他社の採用試験を受けるのと同時進行で、スノーピークのホームページで採用情報を再度確認したところ、「キャンプのイベント」という前回とは違う職種の募集が出ていたのですぐにエントリーし、履歴書と職務経歴書を提出しました。志望動機には、社長の著書を読み、社長の考え方や会社の理念に共感したこと、この会社であれば自分が思い描いている恩送りを実践できると考えたことを書きました。アピールポイントには、協力隊の活動を通じて学んだこととして、諦めない粘り強さと、自分にできることを考え行動し続ける力を挙げました。
コロナ禍のため帰国後約2週間はホテルで隔離されていて、1次面接はホテルからオンライン面接となりました。面接の担当者は現場マネージャーで、志望動機や協力隊の活動で苦労したことなどを聞かれました。
2次面接は自宅からオンラインで、応募した部署の本部長らとの面接でしたが、聞かれたのは志望動機だけでした。会社の理念への共感や恩送りの思い、協力隊での経験を熱く語ったところ「もう大丈夫です」と、あっさりと面接を打ち切られてしまったので、これは落ちたと思ったのですが、まさかの採用でした。後で聞いたところ、採用してもよいと判断したため、すぐに終わらせたということでした。
プロモーション課に所属し、キャンプのイベントを企画・運営しています。イベントは参加者に自然の中に身を置いていただき、その環境を感じてもらうことが目的です。織物や染め物など自然素材から生まれた日本の伝統文化を体験しながらキャンプを楽しんでもらうイベントなども実施しています。自然を体感してもらうため、キャンプは悪天候でも実施しています。夜中に大雨に見舞われることもありましたが、テントを補強して安全を確保したところ、翌朝、参加者から、私たちスタッフがいるから安心できたと言っていただけた時など、やりがいの多い仕事です。

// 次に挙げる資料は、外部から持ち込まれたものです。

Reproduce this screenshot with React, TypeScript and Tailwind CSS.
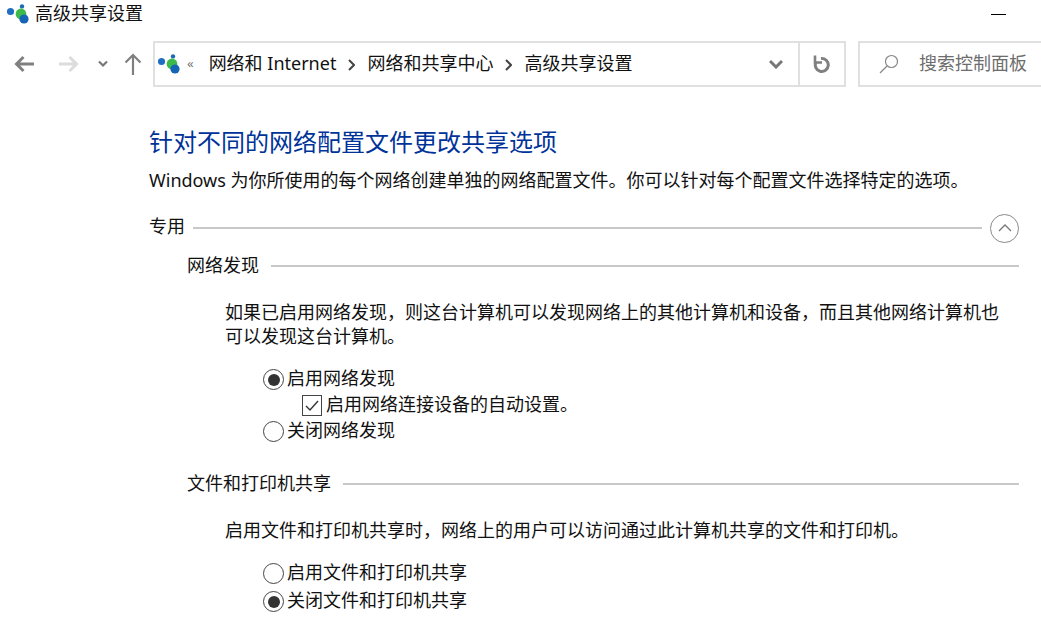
const font = { fontFamily: '"Noto Sans", "Noto Sans CJK SC", sans-serif' };

function NetIcon({ className }: { className: string }) {
  return (
    <svg viewBox="0 0 22 20" className={className}>
      <circle cx="3.5" cy="7.5" r="3.6" fill="#1f6fc0" />
      <circle cx="15" cy="2.4" r="2.2" fill="#1a6ab5" />
      <circle cx="14" cy="10" r="5.4" fill="#3dbb4a" />
      <circle cx="17" cy="15" r="4.6" fill="#1565b5" />
    </svg>
  );
}

function Radio({ on }: { on?: boolean }) {
  return (
    <span className="w-[21px] h-[21px] mt-[3px] rounded-full border border-[#444] flex items-center justify-center shrink-0 bg-white">
      {on && <span className="w-[12px] h-[12px] rounded-full bg-[#333]" />}
    </span>
  );
}

function Legend({ text, ml, mr }: { text: string; ml: string; mr: string }) {
  return (
    <div className={`flex items-center ${ml} ${mr}`}>
      <span className="leading-[24px] text-[18px] text-[#111]">{text}</span>
      <div className="h-[2px] bg-[#c8c8c8] flex-1 ml-[12px] mt-[2px]" />
    </div>
  );
}

function Option({ text, on, cls }: { text: string; on?: boolean; cls: string }) {
  return (
    <div className={`flex items-center gap-[3px] h-[26px] ${cls}`}>
      <Radio on={on} />
      <span className="text-[18px] leading-[26px] text-[#111]">{text}</span>
    </div>
  );
}

function Crumb() {
  return (
    <svg viewBox="0 0 7 12" className="w-[7px] h-[12px] mx-[12px] mt-[1px]" fill="none" stroke="#444" strokeWidth="2">
      <path d="M1 1l5 5-5 5" />
    </svg>
  );
}

export default function App() {
  return (
    <div style={font} className="w-[1041px] h-[627px] overflow-hidden bg-white relative">
      <div className="flex items-center h-[28px] pl-[7px]">
        <NetIcon className="w-[22px] h-[20px]" />
        <span className="ml-[6px] mb-[2px] text-[18px] leading-[28px] text-[#111]">高级共享设置</span>
        <div className="ml-auto mr-[35px] w-[15px] h-[1px] bg-black" />
      </div>

      <div className="flex items-center h-[46px] mt-[13px]">
        <div className="w-[153px] flex items-center shrink-0">
          <svg viewBox="0 0 22 20" className="w-[22px] h-[20px] ml-[13px]" fill="none" stroke="#808080" strokeWidth="3">
            <path d="M21 10H3M10.5 3L3.5 10l7 7" />
          </svg>
          <svg viewBox="0 0 22 20" className="w-[22px] h-[20px] ml-[23px]" fill="none" stroke="#dcdcdc" strokeWidth="3">
            <path d="M1 10h18M11.5 3l7 7-7 7" />
          </svg>
          <svg viewBox="0 0 10 8" className="w-[10px] h-[8px] ml-[18px]" fill="none" stroke="#777" strokeWidth="2.2">
            <path d="M1 1.5l4 4 4-4" />
          </svg>
          <svg viewBox="0 0 18 22" className="w-[18px] h-[22px] ml-[16px]" fill="none" stroke="#808080" strokeWidth="2.2">
            <path d="M9 22V2M1.5 9.5L9 2l7.5 7.5" />
          </svg>
        </div>

        <div className="w-[693px] h-[46px] border-2 border-[#e0e0e0] flex items-center shrink-0">
          <NetIcon className="w-[22px] h-[20px] ml-[3px]" />
          <span className="ml-[7px] text-[13px] text-[#777]">«</span>
          <span className="ml-[15px] mb-[2px] text-[18px] text-[#111]">网络和 Internet</span>
          <Crumb />
          <span className="mb-[2px] text-[18px] text-[#111]">网络和共享中心</span>
          <Crumb />
          <span className="mb-[2px] text-[18px] text-[#111]">高级共享设置</span>
          <div className="ml-auto flex items-center h-full">
            <svg viewBox="0 0 14 10" className="w-[14px] h-[10px] mr-[15px]" fill="none" stroke="#777" strokeWidth="3">
              <path d="M1 2l6 6 6-6" />
            </svg>
            <div className="w-[46px] h-full border-l-2 border-[#e0e0e0] flex items-center justify-center">
              <svg viewBox="0 0 18 18" className="w-[18px] h-[18px]" fill="none" stroke="#808080" strokeWidth="3">
                <path d="M8 3.5A6.5 6.5 0 1 1 3 7" />
                <path d="M2 0.5V7.5H9" strokeWidth="2.6" />
              </svg>
            </div>
          </div>
        </div>

        <div className="ml-[12px] w-[200px] h-[46px] border-2 border-r-0 border-[#e0e0e0] flex items-center shrink-0">
          <svg viewBox="0 0 20 20" className="w-[20px] h-[20px] ml-[19px]" fill="none" stroke="#888" strokeWidth="1.2">
            <circle cx="12.5" cy="7.5" r="6" />
            <path d="M8 12L1 19" />
          </svg>
          <span className="ml-[20px] mb-[2px] text-[18px] text-[#6d6d6d]">搜索控制面板</span>
        </div>
      </div>

      <div className="pl-[149px] mt-[38px]">
        <h1 className="text-[24px] leading-[34px] text-[#003399] font-normal">针对不同的网络配置文件更改共享选项</h1>
        <p className="text-[18px] leading-[26px] text-[#111] mt-[8px]">
          Windows 为你所使用的每个网络创建单独的网络配置文件。你可以针对每个配置文件选择特定的选项。
        </p>

        <div className="flex items-center mt-[19px] mr-[22px] h-[32px]">
          <span className="text-[18px] leading-[24px] text-[#111] mb-[4px]">专用</span>
          <div className="h-[2px] bg-[#c8c8c8] flex-1 ml-[8px] mr-[8px]" />
          <div className="w-[29px] h-[29px] rounded-full border border-[#8a8a8a] flex items-center justify-center">
            <svg viewBox="0 0 14 8" className="w-[14px] h-[8px]" fill="none" stroke="#777" strokeWidth="1.3">
              <path d="M1 7l6-6 6 6" />
            </svg>
          </div>
        </div>

        <Legend text="网络发现" ml="ml-[38px] mt-[9px]" mr="mr-[22px]" />

        <p className="ml-[76px] mr-[40px] mt-[23px] text-[18px] leading-[24px] text-[#111]">
          如果已启用网络发现，则这台计算机可以发现网络上的其他计算机和设备，而且其他网络计算机也可以发现这台计算机。
        </p>

        <Option text="启用网络发现" on cls="ml-[114px] mt-[17px]" />
        <div className="flex items-center gap-[4px] h-[26px] ml-[153px]">
          <span className="w-[20px] h-[21px] mt-[3px] border border-[#444] flex items-center justify-center shrink-0">
            <svg viewBox="0 0 14 12" className="w-[14px] h-[12px]" fill="none" stroke="#333" strokeWidth="1.4">
              <path d="M1 6l4 4 8-9" />
            </svg>
          </span>
          <span className="text-[18px] leading-[26px] text-[#111]">启用网络连接设备的自动设置。</span>
        </div>
        <Option text="关闭网络发现" cls="ml-[114px]" />

        <div className="mt-[28px]">
          <Legend text="文件和打印机共享" ml="ml-[38px]" mr="mr-[22px]" />
        </div>

        <p className="ml-[76px] mt-[22px] text-[18px] leading-[26px] text-[#111]">
          启用文件和打印机共享时，网络上的用户可以访问通过此计算机共享的文件和打印机。
        </p>

        <Option text="启用文件和打印机共享" cls="ml-[114px] mt-[16px]" />
        <Option text="关闭文件和打印机共享" on cls="ml-[114px] mt-[2px]" />
      </div>
    </div>
  );
}
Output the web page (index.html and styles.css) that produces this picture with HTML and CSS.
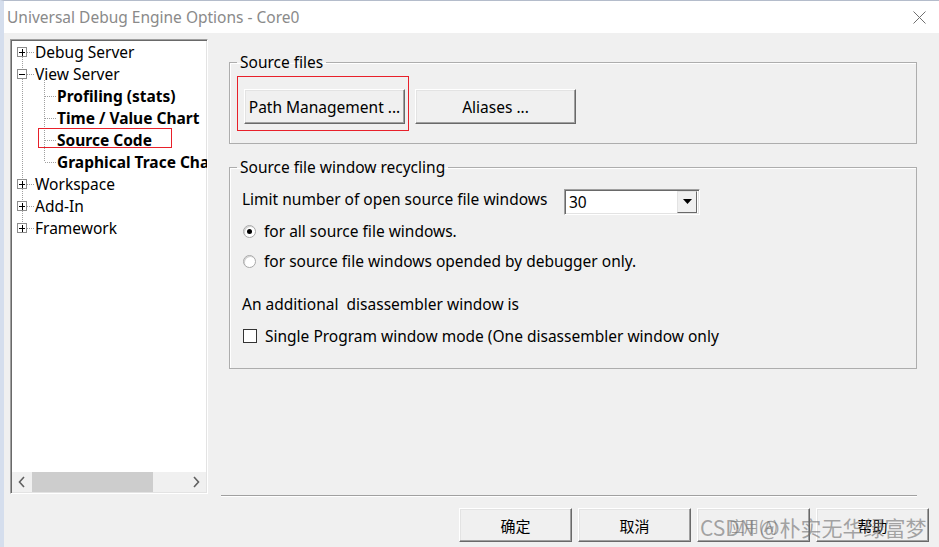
FILE: index.html
```html
<!DOCTYPE html>
<html lang="en">
<head>
    <meta charset="UTF-8">
    <title>Universal Debug Engine Options - Core0</title>
    <link rel="stylesheet" href="styles.css">
</head>
<body>
    <div class="window">
        <div class="titlebar">
            <span class="title">Universal Debug Engine Options - Core0</span>
            <svg class="close-icon" width="13" height="13" viewBox="0 0 13 13">
                <path d="M0.5 0.5 L12.5 12.5 M12.5 0.5 L0.5 12.5" stroke="#6f6f6f" stroke-width="1" fill="none"/>
            </svg>
        </div>

        <div class="main">
            <div class="tree">
                <!-- expander boxes and dotted connector lines, in page coordinates -->
                <svg class="tree-lines" width="196" height="432" viewBox="11 40 196 432">
                    <g stroke="#a0a0a0" stroke-width="1" stroke-dasharray="1 1" fill="none">
                        <path d="M22.5 57 V224"/>
                        <path d="M27 52.5 H34 M27 74.5 H34 M27 184.5 H34 M27 206.5 H34 M27 228.5 H34"/>
                        <path d="M44.5 80 V162"/>
                        <path d="M45 96.5 H56 M45 118.5 H56 M45 140.5 H56 M45 162.5 H56"/>
                    </g>
                    <g fill="#fff" stroke="#8c8c8c">
                        <rect x="17.5" y="47.5" width="9" height="9"/>
                        <rect x="17.5" y="69.5" width="9" height="9"/>
                        <rect x="17.5" y="179.5" width="9" height="9"/>
                        <rect x="17.5" y="201.5" width="9" height="9"/>
                        <rect x="17.5" y="223.5" width="9" height="9"/>
                    </g>
                    <g stroke="#000" stroke-width="1">
                        <path d="M19 52.5 H25 M22.5 49 V56"/>
                        <path d="M19 74.5 H25"/>
                        <path d="M19 184.5 H25 M22.5 181 V188"/>
                        <path d="M19 206.5 H25 M22.5 203 V210"/>
                        <path d="M19 228.5 H25 M22.5 225 V232"/>
                    </g>
                </svg>

                <ul class="tree-items">
                    <li class="tree-node">Debug Server</li>
                    <li class="tree-node">View Server</li>
                    <li class="tree-node child">Profiling (stats)</li>
                    <li class="tree-node child">Time / Value Chart</li>
                    <li class="tree-node child">Source Code</li>
                    <li class="tree-node child">Graphical Trace Chart</li>
                    <li class="tree-node">Workspace</li>
                    <li class="tree-node">Add-In</li>
                    <li class="tree-node">Framework</li>
                </ul>

                <div class="mark mark-source-code"></div>

                <div class="hscroll">
                    <span class="scroll-arrow">
                        <svg width="8" height="12" viewBox="0 0 8 12"><path d="M6 1 L1.5 6 L6 11" stroke="#606060" stroke-width="1.6" fill="none"/></svg>
                    </span>
                    <span class="scroll-thumb"></span>
                    <span class="scroll-track"></span>
                    <span class="scroll-arrow">
                        <svg width="8" height="12" viewBox="0 0 8 12"><path d="M2 1 L6.5 6 L2 11" stroke="#606060" stroke-width="1.6" fill="none"/></svg>
                    </span>
                </div>
            </div>

            <div class="pane">
                <fieldset class="group group-files">
                    <legend>Source files</legend>
                    <div class="files-row">
                        <div class="mark-box">
                            <button class="btn btn-wide">Path Management ...</button>
                        </div>
                        <button class="btn btn-wide btn-aliases">Aliases ...</button>
                    </div>
                </fieldset>

                <fieldset class="group group-recycle">
                    <legend>Source file window recycling</legend>
                    <div class="opt-row">
                        <span class="limit-label">Limit number of open source file windows</span>
                        <div class="combo">
                            <span class="combo-value">30</span>
                            <span class="combo-btn">
                                <svg width="9" height="5" viewBox="0 0 9 5"><path d="M0 0 H9 L4.5 5 Z" fill="#000"/></svg>
                            </span>
                        </div>
                    </div>
                    <div class="opt-row">
                        <span class="radio checked"></span>
                        <span>for all source file windows.</span>
                    </div>
                    <div class="opt-row">
                        <span class="radio"></span>
                        <span>for source file windows opended by debugger only.</span>
                    </div>
                    <div class="opt-row note">An additional&nbsp; disassembler window is</div>
                    <div class="opt-row check-row">
                        <span class="checkbox"></span>
                        <span>Single Program window mode (One disassembler window only</span>
                    </div>
                </fieldset>

                <div class="separator"></div>
            </div>
        </div>

        <div class="footer">
            <button class="btn btn-dialog">确定</button>
            <button class="btn btn-dialog">取消</button>
            <button class="btn btn-dialog" disabled>应用(A)</button>
            <button class="btn btn-dialog">帮助</button>
        </div>

        <div class="watermark">CSDN @朴实无华绿富梦</div>
    </div>
</body>
</html>
```

FILE: styles.css
```css
* {
    margin: 0;
    padding: 0;
    box-sizing: border-box;
}

body {
    width: 939px;
    height: 547px;
    overflow: hidden;
    background: #f0f0f0;
    font-family: 'Noto Sans', 'Noto Sans CJK SC', sans-serif;
    font-size: 15.5px;
    color: #000;
}

.window {
    position: relative;
    height: 547px;
    border-left: 4px solid #d5deed;
    border-top: 1px solid #b4bccb;
    background: #f0f0f0;
}

.titlebar {
    height: 32px;
    background: #fff;
    display: flex;
    align-items: center;
    padding: 0 13px 0 3px;
}

.title {
    flex: 1;
    font-size: 15.5px;
    color: #8a8a8a;
}

.close-icon {
    display: block;
    margin-top: 1px;
}

.main {
    display: flex;
    height: 464px;
}

/* ---- tree view ---- */

.tree {
    position: relative;
    width: 198px;
    height: 455px;
    margin: 6px 0 0 6px;
    background: #fff;
    border: 1px solid;
    border-color: #a0a0a0 #fff #fff #a0a0a0;
    box-shadow: inset 1px 1px #696969, inset -1px -1px #e3e3e3;
    display: flex;
    flex-direction: column;
    overflow: hidden;
}

.tree-lines {
    position: absolute;
    left: 0;
    top: 0;
}

.tree-items {
    list-style: none;
    flex: 1;
    padding-top: 1px;
    position: relative;
}

.tree-node {
    height: 22px;
    line-height: 22px;
    padding-left: 24px;
    white-space: nowrap;
}

.tree-node.child {
    padding-left: 46px;
    font-weight: bold;
}

.mark {
    position: absolute;
    border: 1px solid #e8202a;
}

.mark-source-code {
    left: 27px;
    top: 88px;
    width: 134px;
    height: 20px;
}

.hscroll {
    height: 20px;
    margin: 0 1px 1px 1px;
    background: #f0f0f0;
    display: flex;
}

.scroll-arrow {
    width: 20px;
    display: flex;
    align-items: center;
    justify-content: center;
}

.scroll-thumb {
    width: 121px;
    background: #cdcdcd;
}

.scroll-track {
    flex: 1;
}

/* ---- option pane ---- */

.pane {
    width: 696px;
    margin-left: 13px;
    display: flex;
    flex-direction: column;
}

.group {
    margin-left: 8px;
    border: 1px solid #adadad;
    box-shadow: inset 1px 1px #fff;
}

.group legend {
    padding: 0 3px;
    line-height: 20px;
}

.group-files {
    margin-top: 19px;
    padding: 4px 0 12px 7px;
}

.group-files legend {
    margin-left: 0;
}

.files-row {
    display: flex;
    align-items: flex-start;
}

.mark-box {
    border: 1px solid #e8202a;
    padding: 12px 3px 6px 6px;
}

.btn {
    font-family: inherit;
    font-size: 15.5px;
    color: #000;
    background: #f0f0f0;
    border: 1px solid;
    border-color: #fff #696969 #696969 #fff;
    box-shadow: inset -1px -1px #a0a0a0, inset 1px 1px #e3e3e3;
}

.btn-wide {
    width: 161px;
    height: 35px;
}

.btn-aliases {
    margin: 13px 0 0 6px;
}

.group-recycle {
    margin-top: 13px;
    padding: 9px 0 17px 12px;
}

.group-recycle legend {
    margin-left: -5px;
}

.opt-row {
    height: 30px;
    display: flex;
    align-items: center;
    white-space: nowrap;
}

.limit-label {
    width: 322px;
    margin-top: -4px;
}

.combo {
    width: 136px;
    height: 26px;
    margin-top: 1px;
    background: #fff;
    border: 1px solid;
    border-color: #a0a0a0 #fff #fff #a0a0a0;
    box-shadow: inset 1px 1px #696969, inset -1px -1px #e3e3e3;
    display: flex;
    align-items: center;
    padding: 2px;
}

.combo-value {
    flex: 1;
    padding-left: 2px;
}

.combo-btn {
    width: 20px;
    height: 22px;
    background: #f0f0f0;
    border: 1px solid;
    border-color: #e3e3e3 #696969 #696969 #e3e3e3;
    display: flex;
    align-items: center;
    justify-content: center;
}

.radio {
    width: 13px;
    height: 13px;
    margin: 0 8px 0 1px;
    border-radius: 50%;
    background: #fff;
    border: 1px solid #a8a8a8;
    box-shadow: inset 1px 1px #d0d0d0;
    display: flex;
    align-items: center;
    justify-content: center;
}

.radio.checked::after {
    content: '';
    width: 5px;
    height: 5px;
    border-radius: 50%;
    background: #000;
}

.note {
    margin-top: 13px;
}

.check-row {
    margin-top: 2px;
}

.checkbox {
    width: 14px;
    height: 14px;
    margin: 0 8px 0 1px;
    background: #fff;
    border: 1px solid #333;
}

.separator {
    margin-top: auto;
    height: 2px;
    border-top: 1px solid #a0a0a0;
    border-bottom: 1px solid #fff;
}

/* ---- dialog buttons ---- */

.footer {
    display: flex;
    justify-content: flex-end;
    gap: 6px;
    padding: 11px 10px 0 0;
}

.btn-dialog {
    width: 113px;
    height: 34px;
    font-family: 'Noto Sans CJK SC', sans-serif;
    font-size: 15px;
}

.btn-dialog:disabled {
    color: #a0a0a0;
}

.watermark {
    position: absolute;
    left: 696px;
    top: 511px;
    font-family: 'Noto Sans CJK SC', sans-serif;
    font-size: 21px;
    color: rgba(110, 110, 110, 0.6);
    white-space: nowrap;
    pointer-events: none;
}
```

最初は難しいと思うのですが、自分の生きる意味、人生の理念を、仮でいいので持って欲しいと思います。「違うな」と感じたら変えてもかまいません。それを繰り返していくうちに、自分はこのために生きているのだと感じる時がきます。それを基準にして、その後の人生を考えていけば、間違った選択にはならないと思いますし、未来は広がっていくと私は信じています。途上国での協力隊の活動は、それを考える上で非常にいい環境だと思いますし、時間も十分にあります。ぜひ考えてみてください。